Investment Process – Recurring Revenue Transitions
Recurring Revenue is more than just SaaS; TGEN KLNG
I’m currently performing the last bit of research on a profitable company that’s in the 5th inning of a recurring revenue transformation. We’ll be adding the stock to our MS Microcap Quality Index (MSMqi) this week.
I love investing in companies that are undergoing recurring revenue or SaaS like business model transitions. These are some of the most fertile grounds for multi-baggers I’ve found over my 30 years of investing.
Most people hear “recurring revenue” and immediately think solely about software. That’s fair, SaaS helped make the phrase famous.
For a period of time, at the other stock research platform I founded 17 years ago, Geoinvesting, I was heavily focused on writing about and investing in traditional SaaS. It treated us very well with a few stocks being bought out at hefty premiums, across the technology and medical device industries.
But recurring revenue has quietly expanded far beyond Silicon Valley.
Not just SaaS, Anymore
More and more “boring” companies are figuring out how to smooth out their lumpy revenue streams and building sticky relationships by embedding themselves deeper into their customers’ value chains.
Think about it: a business that once just sold equipment could possibly design it, build it, install it, and, most importantly, maintain it on contract. A manufacturer may add software layers on top of its physical products to create predictable subscription income. Industrial and niche service companies are blending one-time sales with repeatable annuity-like flows. None of this looks like the flashy SaaS story we’re accustomed to, but the math is just as powerful.
Did you know that about half of TGEN revenue is from recurring revenue maintenance contracts related to the sale of its natural gas cogeneration power equipment?
Consider a stock like KLNG that provides a host of subsea services to its customers. Part of its transformation involved getting more involved with its customers during the R&D and design process and also offering maintenance services. Today, it’s much more than just “another” procurement and service provider business.
KLNG and TGEN are both Multi-Baggers in our MSMqi.
Why It Matters More Than Ever
Recurring revenue shifts partly matters more than ever because investors’ average holding period for stocks has collapsed from six years, decades ago, to just six months today.
Wall Street has become obsessed with near-term predictability, so companies that manage to transform lumpy, transactional revenue into steady and profitable recurring revenue can see an outsized payoff in valuation.
First Mover Advantage
The real sweet spot? Catching companies around the 5th inning of a recurring revenue transition. That’s when the recurring model has probably gained enough traction to be de-risked, but not so far along that the crowd is paying attention.
In those innings, recurring revenue might represent just 30–50% of sales, still dwarfed by the legacy one-time or lumpy revenue business model. From the outside, it looks small. From the inside, it’s an inflection point.
Furthermore, many companies will track recurring type revenue separately and disclose it in their financial statements. However, stock screens won’t necessarily pick that segmentation up.
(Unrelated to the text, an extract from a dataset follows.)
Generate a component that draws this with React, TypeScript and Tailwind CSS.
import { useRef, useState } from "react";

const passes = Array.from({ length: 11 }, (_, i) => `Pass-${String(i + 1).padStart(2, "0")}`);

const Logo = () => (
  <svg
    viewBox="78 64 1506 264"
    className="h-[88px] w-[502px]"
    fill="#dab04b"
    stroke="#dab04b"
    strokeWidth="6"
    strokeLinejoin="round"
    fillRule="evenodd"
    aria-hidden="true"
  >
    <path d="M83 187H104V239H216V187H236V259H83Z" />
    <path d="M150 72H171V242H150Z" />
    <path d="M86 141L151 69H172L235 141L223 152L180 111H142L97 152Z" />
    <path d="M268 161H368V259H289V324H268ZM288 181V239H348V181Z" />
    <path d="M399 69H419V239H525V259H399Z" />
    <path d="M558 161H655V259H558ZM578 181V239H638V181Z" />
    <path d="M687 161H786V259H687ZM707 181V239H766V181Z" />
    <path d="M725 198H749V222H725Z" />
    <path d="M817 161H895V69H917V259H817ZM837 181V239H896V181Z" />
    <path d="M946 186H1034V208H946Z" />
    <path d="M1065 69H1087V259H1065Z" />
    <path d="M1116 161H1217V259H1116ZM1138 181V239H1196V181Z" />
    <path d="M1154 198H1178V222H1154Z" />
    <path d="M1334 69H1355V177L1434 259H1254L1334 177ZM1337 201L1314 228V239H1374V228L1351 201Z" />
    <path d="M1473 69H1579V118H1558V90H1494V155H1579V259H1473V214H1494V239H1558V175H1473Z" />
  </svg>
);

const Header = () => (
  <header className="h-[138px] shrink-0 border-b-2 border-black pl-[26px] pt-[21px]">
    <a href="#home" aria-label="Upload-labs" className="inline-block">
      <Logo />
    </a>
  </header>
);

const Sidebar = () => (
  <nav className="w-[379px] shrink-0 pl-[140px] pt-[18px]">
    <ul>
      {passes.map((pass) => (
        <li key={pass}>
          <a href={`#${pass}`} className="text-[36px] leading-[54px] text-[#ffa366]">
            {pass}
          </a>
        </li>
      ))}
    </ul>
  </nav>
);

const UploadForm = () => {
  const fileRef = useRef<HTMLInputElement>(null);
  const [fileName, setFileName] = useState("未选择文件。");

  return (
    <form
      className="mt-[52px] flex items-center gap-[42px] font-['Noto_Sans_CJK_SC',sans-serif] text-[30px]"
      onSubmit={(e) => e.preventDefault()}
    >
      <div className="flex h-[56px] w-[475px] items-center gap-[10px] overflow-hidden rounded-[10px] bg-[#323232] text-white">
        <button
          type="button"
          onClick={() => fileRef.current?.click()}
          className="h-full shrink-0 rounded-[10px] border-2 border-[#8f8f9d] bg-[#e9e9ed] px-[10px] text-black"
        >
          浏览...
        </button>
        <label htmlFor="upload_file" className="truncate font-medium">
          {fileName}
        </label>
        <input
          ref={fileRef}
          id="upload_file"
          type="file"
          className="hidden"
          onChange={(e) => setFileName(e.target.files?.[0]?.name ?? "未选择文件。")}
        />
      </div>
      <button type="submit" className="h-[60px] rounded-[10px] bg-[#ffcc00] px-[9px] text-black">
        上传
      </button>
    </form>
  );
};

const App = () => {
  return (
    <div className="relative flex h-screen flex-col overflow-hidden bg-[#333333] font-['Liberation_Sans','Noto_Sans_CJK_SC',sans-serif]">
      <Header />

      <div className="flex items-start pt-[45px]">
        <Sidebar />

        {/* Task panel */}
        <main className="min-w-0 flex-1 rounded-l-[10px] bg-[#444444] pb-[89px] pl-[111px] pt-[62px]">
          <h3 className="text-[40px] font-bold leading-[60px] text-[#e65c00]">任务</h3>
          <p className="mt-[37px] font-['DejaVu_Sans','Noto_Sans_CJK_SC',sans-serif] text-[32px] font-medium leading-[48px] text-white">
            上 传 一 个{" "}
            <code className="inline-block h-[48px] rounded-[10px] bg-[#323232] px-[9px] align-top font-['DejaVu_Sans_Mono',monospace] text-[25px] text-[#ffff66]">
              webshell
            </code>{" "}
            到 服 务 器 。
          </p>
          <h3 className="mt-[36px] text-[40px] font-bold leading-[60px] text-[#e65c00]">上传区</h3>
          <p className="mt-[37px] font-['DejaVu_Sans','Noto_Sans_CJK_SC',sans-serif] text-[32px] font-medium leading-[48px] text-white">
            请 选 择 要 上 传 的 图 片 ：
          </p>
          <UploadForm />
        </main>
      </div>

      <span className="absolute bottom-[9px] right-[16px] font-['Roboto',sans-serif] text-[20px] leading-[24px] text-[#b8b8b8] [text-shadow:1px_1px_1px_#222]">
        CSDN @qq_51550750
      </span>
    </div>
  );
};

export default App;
Moving into the later innings is where these sleepy multi-baggers are found. Or, as I like to say, recurring revenue MultiBagger transformation models are born in the early innings, but discovered in the later innings, when the company is about to:
Show dramatic year-over-year growth in year over year as recurring revenue ramps and starts to make up more of the overall revenue.
Earn the trust of investors who finally “see it” in the numbers.
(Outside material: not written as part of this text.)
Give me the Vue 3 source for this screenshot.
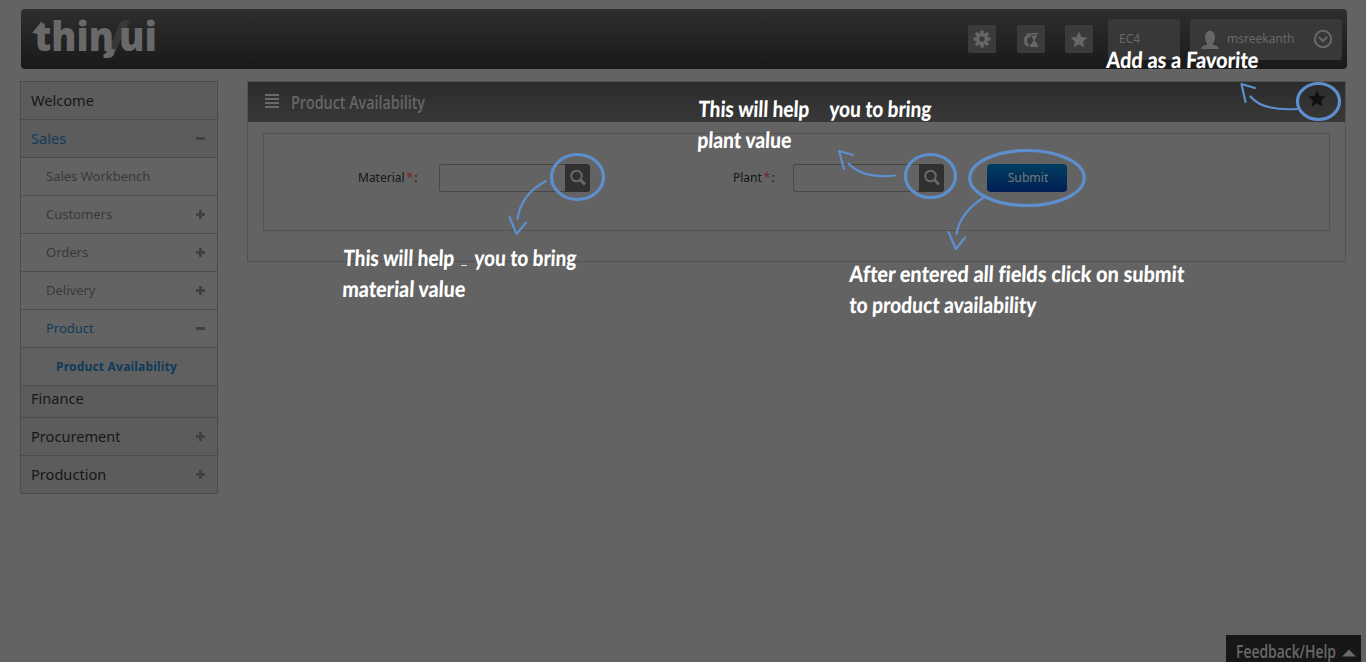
<script setup>
const menu = [
  { label: 'Welcome', level: 1 },
  { label: 'Sales', level: 1, sign: 'minus', active: true },
  { label: 'Sales Workbench', level: 2 },
  { label: 'Customers', level: 2, sign: 'plus' },
  { label: 'Orders', level: 2, sign: 'plus' },
  { label: 'Delivery', level: 2, sign: 'plus' },
  { label: 'Product', level: 2, sign: 'minus', active: true },
  { label: 'Product Availability', level: 3, active: true },
  { label: 'Finance', level: 1, short: true },
  { label: 'Procurement', level: 1, sign: 'plus' },
  { label: 'Production', level: 1, sign: 'plus' },
]

const notes = [
  { text: 'Add as a Favorite', x: 1106, y: 68, w: 152 },
  { text: 'This will help', x: 698, y: 117, w: 111 },
  { text: 'you to bring', x: 829, y: 117, w: 102 },
  { text: 'plant value', x: 697, y: 148, w: 94 },
  { text: 'This will help', x: 343, y: 266, w: 111 },
  { text: 'you to bring', x: 474, y: 266, w: 102 },
  { text: 'material value', x: 342, y: 297, w: 123 },
  { text: 'After entered all fields click on submit', x: 849, y: 281.5, w: 335 },
  { text: 'to product availability', x: 849, y: 313, w: 187 },
]

const star = 'M0-8.5 2.5-3 8.5-2.5 4 1.5 5.4 7.5 0 4.3-5.4 7.5-4 1.5-8.5-2.5-2.5-3Z'
</script>

<template>
  <div class="page">
    <header class="topbar">
      <svg class="logo" width="170" height="68" viewBox="0 -6 170 68">
        <path class="slash" d="M109 11h-4q-5 0-7 5L84 49h4q4 0 6-5Z" />
        <path class="mark" d="M11 24 21 12v12Z" />
        <text x="13" y="42" textLength="80" lengthAdjust="spacingAndGlyphs">thin</text>
        <path class="tail" d="M86 40h7.500v1q0 8-7 8h-4v-4q3.500 0 3.500-5Z" />
        <text x="98" y="42" textLength="38" lengthAdjust="spacingAndGlyphs">ui</text>
      </svg>
      <div class="tools">
        <span class="tool">
          <svg width="28" height="28" viewBox="-14 -14 28 28">
            <g class="gear">
              <circle r="4.4" />
              <path d="M0-8.5V-5M0 8.5V5M-8.5 0H-5M8.5 0H5M-6-6-3.5-3.5M6 6 3.5 3.5M-6 6-3.5 3.5M6-6 3.5-3.5" />
            </g>
          </svg>
        </span>
        <span class="tool">
          <svg width="28" height="28">
            <path class="arc" d="M12 10Q8.500 11.500 8.500 15.500 8.500 19.500 11.500 20.500" />
            <path class="fill" d="M9 8.500h5V13Z M14 8h7v1.500h-7Z M15 10.500h5q-.5 3-2.500 4.500h-1q-1.500-1.500-1.500-4.500Z M16.500 15h1q1 2 2.500 3v2h1v2h-8v-2q3-2 3.500-5Z" />
          </svg>
        </span>
        <span class="tool">
          <svg width="28" height="28" viewBox="-14 -15 28 28"><path class="fill" :d="star" /></svg>
        </span>
      </div>
      <div class="system">EC4</div>
      <div class="user">
        <svg width="18" height="20">
          <ellipse class="fill" cx="9" cy="7.500" rx="5" ry="7" />
          <path class="fill" d="M6 12h6v3q5 0 6 4H0q1-4 6-4Z" />
        </svg>
        <span class="name">msreekanth</span>
        <svg width="20" height="20">
          <circle class="ring" cx="10" cy="10" r="8.200" />
          <path class="ring" d="M5.800 8 10 12l4.200-4" />
        </svg>
      </div>
    </header>

    <div class="body">
      <nav class="menu">
        <div
          v-for="item in menu"
          :key="item.label"
          class="row"
          :class="['level' + item.level, { active: item.active, short: item.short }]"
        >
          <span>{{ item.label }}</span>
          <i v-if="item.sign" class="sign" :class="item.sign"></i>
        </div>
      </nav>

      <main class="panel">
        <div class="heading">
          <svg class="bars" width="14" height="15"><path d="M0 1h14M0 5h14M0 9h14M0 13h14" /></svg>
          <svg class="title" width="190" height="36">
            <text x="0" y="25" textLength="134" lengthAdjust="spacingAndGlyphs">Product Availability</text>
          </svg>
          <svg class="fav" width="18" height="18" viewBox="-9 -9 18 18"><path :d="star" /></svg>
        </div>
        <form class="fields" @submit.prevent>
          <label class="caption">Material<b>*</b>:</label>
          <div class="lookup">
            <input />
            <button type="button">
              <svg width="25" height="28"><circle cx="11.500" cy="12" r="5.300" /><path d="m15.500 16 4.500 4.500" /></svg>
            </button>
          </div>
          <label class="caption plant">Plant<b>*</b>:</label>
          <div class="lookup">
            <input />
            <button type="button">
              <svg width="25" height="28"><circle cx="11.500" cy="12" r="5.300" /><path d="m15.500 16 4.500 4.500" /></svg>
            </button>
          </div>
          <button class="submit">Submit</button>
        </form>
      </main>
    </div>

    <div class="feedback">
      <svg width="135" height="27">
        <text x="10" y="23" textLength="100" lengthAdjust="spacingAndGlyphs">Feedback/Help</text>
        <path d="M116 21.500 123 14.500l7 7Z" />
      </svg>
    </div>

    <svg class="guide" width="1366" height="662">
      <g class="circles">
        <ellipse cx="577.500" cy="177" rx="26" ry="22.500" />
        <ellipse cx="930.500" cy="176" rx="25" ry="21.500" />
        <ellipse cx="1027" cy="178" rx="57.200" ry="27.500" />
        <ellipse cx="1318.500" cy="101.500" rx="21" ry="18" />
      </g>
      <g class="arrows">
        <path d="M546 181Q521 194 517.500 219M509.500 217 516.500 234 526 222.500" />
        <path d="M895 175.500Q863 179 848.500 163.500M853 155 839 151 844 169" />
        <path d="M983 198Q960 213 956.500 234M948.500 232 956 249 965 237.500" />
        <path d="M1297 109Q1262 111 1250.500 96.500M1255 88 1241.500 84 1245.500 102" />
      </g>
      <path class="dash" d="M461 265.500h6" />
      <text
        v-for="note in notes"
        :key="note.x + '-' + note.y"
        :transform="`translate(${note.x} ${note.y}) skewX(-3)`"
        :textLength="note.w"
        lengthAdjust="spacingAndGlyphs"
      >{{ note.text }}</text>
    </svg>
  </div>
</template>

<style>
body { background: #636363; overflow: hidden; }
</style>

<style scoped>
.page {
  position: relative;
  box-sizing: border-box;
  width: 1366px;
  height: 662px;
  padding: 9px 19px 0 20px;
  background: #636363;
  font-family: "Noto Sans", "Open Sans", sans-serif;
  font-size: 13px;
  overflow: hidden;
}
svg { display: block; flex: none; }
.topbar {
  display: flex;
  align-items: flex-start;
  box-sizing: border-box;
  height: 60px;
  margin-left: 1px;
  padding: 10px 5px 0 0;
  border-radius: 4px;
  background: linear-gradient(#2e2e2e, #191919);
}
.logo { margin-top: -16px; font: 800 41px "Open Sans", sans-serif; fill: #696969; }
.slash { fill: #383838; }
.tools { display: flex; gap: 20.500px; margin: 6px 15px 0 auto; }
.tool { width: 28px; height: 28px; border-radius: 2px; background: #3b3b3b; }
.fill { fill: #666; }
.gear { fill: none; stroke: #666; stroke-width: 3.500; }
.arc { fill: none; stroke: #666; stroke-width: 3; }
.system, .user {
  box-sizing: border-box;
  height: 41px;
  border-radius: 3px;
  background: #383838;
  color: #696969;
  line-height: 39px;
}
.system { width: 72px; margin-right: 10px; padding-left: 11px; font-size: 12px; }
.user { display: flex; align-items: center; width: 152px; padding: 0 9px 0 11px; }
.name { width: 76px; margin: -2px 10px 0 8px; font-size: 12px; white-space: nowrap; }
.user svg:last-child { margin-top: -2px; }
.ring { fill: none; stroke: #686868; stroke-width: 2; }
.body { display: flex; align-items: flex-start; gap: 29px; margin-top: 12px; }
.menu { box-sizing: border-box; width: 198px; border: 1px solid #4c4c4c; border-bottom: 0; }
.row {
  display: flex;
  align-items: center;
  justify-content: space-between;
  box-sizing: border-box;
  height: 38px;
  padding: 0 12px 0 10px;
  border-bottom: 1px solid #4c4c4c;
  color: #393939;
}
.row span { margin-top: -2px; }
.level1 { background: #5c5c5c; color: #171717; font-size: 14.600px; }
.level2 { padding-left: 25px; }
.level3 { padding-left: 35px; background: #606060; font-size: 12px; font-weight: 700; letter-spacing: 0.2px; }
.level3 span { margin-top: 0; }
.row.active { color: #0f3b5b; }
.short { height: 32px; padding-bottom: 6px; }
.sign { width: 9px; height: 9px; }
.minus { background: linear-gradient(#414141, #414141) center / 9px 3px no-repeat; }
.plus {
  background:
    linear-gradient(#414141, #414141) center / 9px 3px no-repeat,
    linear-gradient(#414141, #414141) center / 3px 9px no-repeat;
}
.panel { box-sizing: border-box; width: 1099px; height: 181px; border: 1px solid #525252; }
.heading {
  display: flex;
  align-items: center;
  height: 40px;
  padding: 0 20px 0 17px;
  background: linear-gradient(#2c2c2c, #383838);
}
.bars { margin: -2px 12px 0 0; fill: none; stroke: #696969; stroke-width: 2; }
.title { font: 600 18px "Open Sans", sans-serif; fill: #666; }
.fav { margin: -7px -1px 0 auto; fill: #101010; }
.fields {
  display: flex;
  align-items: flex-start;
  box-sizing: border-box;
  height: 98px;
  margin: 11px 15px 0;
  padding: 30px 0 0 94px;
  border: 1px solid #535353;
}
.caption { width: 81px; line-height: 28px; color: #151515; font-size: 12px; white-space: nowrap; }
.caption b { margin: 0 1px 0 2px; color: #7d1f24; font-weight: 400; }
.plant { width: 60px; margin-left: 143px; }
.lookup { display: flex; width: 151px; height: 28px; }
.lookup input {
  box-sizing: border-box;
  width: 126px;
  height: 28px;
  padding: 0;
  border: 1px solid #484848;
  border-right: 0;
  border-radius: 3px 0 0 3px;
  background: #636363;
}
.lookup button { width: 25px; padding: 0; border: 0; border-radius: 0 3px 3px 0; background: #303030; }
.lookup svg { fill: none; stroke: #686868; stroke-width: 2; }
.lookup path { stroke-width: 3; }
.submit {
  width: 80px;
  height: 28px;
  margin-left: 43px;
  padding: 0 0 1px 2px;
  border: 0;
  border-radius: 4px;
  background: linear-gradient(#003e60, #001f55);
  color: #777;
  font: 12.200px "Noto Sans", sans-serif;
}
.feedback { position: absolute; right: 5px; bottom: 0; background: #161616; }
.feedback svg { font: 600 18px "Open Sans", sans-serif; fill: #696969; }
.guide { position: absolute; inset: 0; pointer-events: none; fill: #fff; font: 900 22.500px Lato, sans-serif; font-variant-ligatures: none; }
.circles { fill: none; stroke: #5d8fcf; stroke-width: 3.200; }
.arrows { fill: none; stroke: #5d8fcf; stroke-width: 2.200; stroke-linecap: round; stroke-linejoin: round; }
.dash { stroke: #ddd; stroke-width: 1; }
</style>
Experience a valuation expansion that reflects both stability and growth.
New Recurring Revenue Idea Coming Soon
These are the setups I’ve tracked for decades, and they’ve produced some of my biggest winners.
In some future post I’ll share a table of those names, multi-baggers built on recurring revenue transitions.
In the meantime, it’s time for me to keep turning over rocks on this new idea we’re looking at that is in fifth or sixth inning of a recurring revenue transformation.
Once I button up a few more items, this is expected to be one of the next stocks we add to our Microcap Quality Index, accompanied by a Cliff Note.
Enjoy your weekend!


I remember when software licenses were so expensive I could only afford them by robbing a bank. Around that time, someone told me: “The future belongs to subscription models. Companies that don’t adapt will disappear,” referring to IT.
It feels true for the IT industry, but I’m curious: is this truly critical for every industry now?
Love it Maj! Can’t wait to hear about this new pick!